Intervention de Jean-Baptiste Lemoyne

Réunion du jeudi 15 mars 2018 à 10h05
Commission des affaires européennes

Jean-Baptiste Lemoyne, secrétaire d'État auprès du ministre de l'Europe et des affaires étrangères :

Ludovic Mendes a évoqué ce que j'appellerai pour ma part l'instrumentalisation des accords de libre-échange. On le voit bien, les accords sont aussi créateurs d'opportunités pour un certain nombre de filières, comme celle des vins et spiritueux et celle du lait. Après un accord avec la Corée signé en 2011, la balance commerciale européenne est devenue excédentaire.

En novembre, la Commission a remis au Gouvernement un rapport qui, pour la première fois, évalue la mise en oeuvre des accords. C'est un fait, on passe beaucoup moins de temps à évaluer la mise en oeuvre des accords qu'à les négocier ! On doit en faire la publicité, car cela permet de se rendre compte que le résultat est plutôt positif. Le fait d'en parler régulièrement au Parlement est l'occasion d'informer la population.

Pourtant, force est de constater que des rumeurs, totalement infondées, circulent, relayées par les réseaux sociaux. Il faut dire que cela a été favorisé par l'opacité et le culte du secret qui caractérisaient, il y a peu d'années, la négociation de ces accords. Je vous rappelle qu'il n'y a pas si longtemps, les parlementaires ne pouvaient consulter les documents que dans une pièce prévue à cet effet, et sans portable. Des progrès ont été faits depuis deux ans, mais nous plaidons pour la transparence, qui permet de rétablir certaines vérités. Oui, il faut informer et mettre à la disposition de tous les données réelles.

Il est vrai, Monsieur Bru, que l'OCDE a permis d'obtenir des accords sur les crédits à l'exportation, contre la corruption. Il faudrait, pour avancer, étendre le champ des négociations conduites à l'OCDE. Dans le cadre de l'OMC, le Japon, les États-Unis, l'Union européenne parviennent à enclencher des débats. Nous essaierons d'y agréger petit à petit de nouveaux pays.

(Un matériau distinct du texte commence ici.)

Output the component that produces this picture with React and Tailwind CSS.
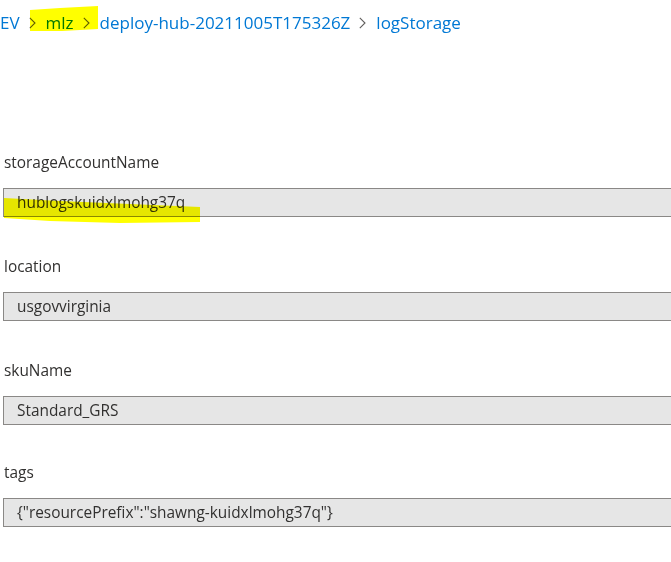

Mais l'OMC manque de dimension politique et il faut la refondre. Nous sommes en train de travailler à de nouvelles règles. Comme vous l'avez souligné dans votre rapport, la règle du consensus peut paralyser l'institution. La réponse aux problèmes commerciaux, ce n'est pas moins d'OMC, mais plus et mieux d'OMC. Lorsque l'on assiste à ces grands-messes, on se rend compte que l'Union européenne, critiquée par ceux-là mêmes qui agitent les peurs vis-à-vis des accords commerciaux, ne fonctionne pas si mal que ça.

Dans les négociations avec le MERCOSUR, nous estimons que le compte n'y est pas pour la filière lait. L'autre partie doit encore faire des efforts.

Effectivement, nous devrons rediscuter des droits de douane sur le textile, l'accord spécifique ayant pris fin. Il nous reste quelques instruments de défense commerciale, mais, très clairement, c'est un domaine auquel nous devons demeurer attentifs.

Liliana Tanguy a signalé le fait qu'un ministre britannique se rendrait aux États-Unis pour obtenir des exemptions. Comme cela a été souligné dans le rapport, la politique commerciale fait partie des politiques fondamentales qui ont été mises en oeuvre dès le début et qui concernent l'ensemble du bloc européen. Nous considérons que celui-ci ne peut être scindé. L'Union n'est pas sécable de ce point de vue !

Enfin, Monsieur Michels, nous plaidons pour que la dimension environnementale soit systématiquement prise en compte dans les accords et dans les mandats, ce qui n'est pas évident pour tout le monde. La Commission a publié un document il y a dix jours comportant une quinzaine de propositions, dont certaines sont issues du plan d'action CETA. Mais nous pensons qu'elles ne vont pas assez loin car nous voulons que cela soit contraignant.

Nous rencontrons des difficultés pour conclure les négociations EGA (« Environmental Goods Agreement ») sur les biens environnementaux en cours au sein de l'OMC. Les États-Unis ne sont plus très motivés, ce qui n'étonne personne, et la Chine veut indexer des biens qui ne sont pas vraiment environnementaux. Force est de constater que cette discussion est plutôt au point mort.

Je signale que les documents que j'évoquais, en répondant à M. Mendes, sur l'évaluation des accords de libre-échange, par exemple ceux passés avec la Corée, sont en ligne. Je vous invite, vous, et tous ceux qui suivent nos débats, à les lire, ainsi que la note portant sur le sujet de la commission du développement durable.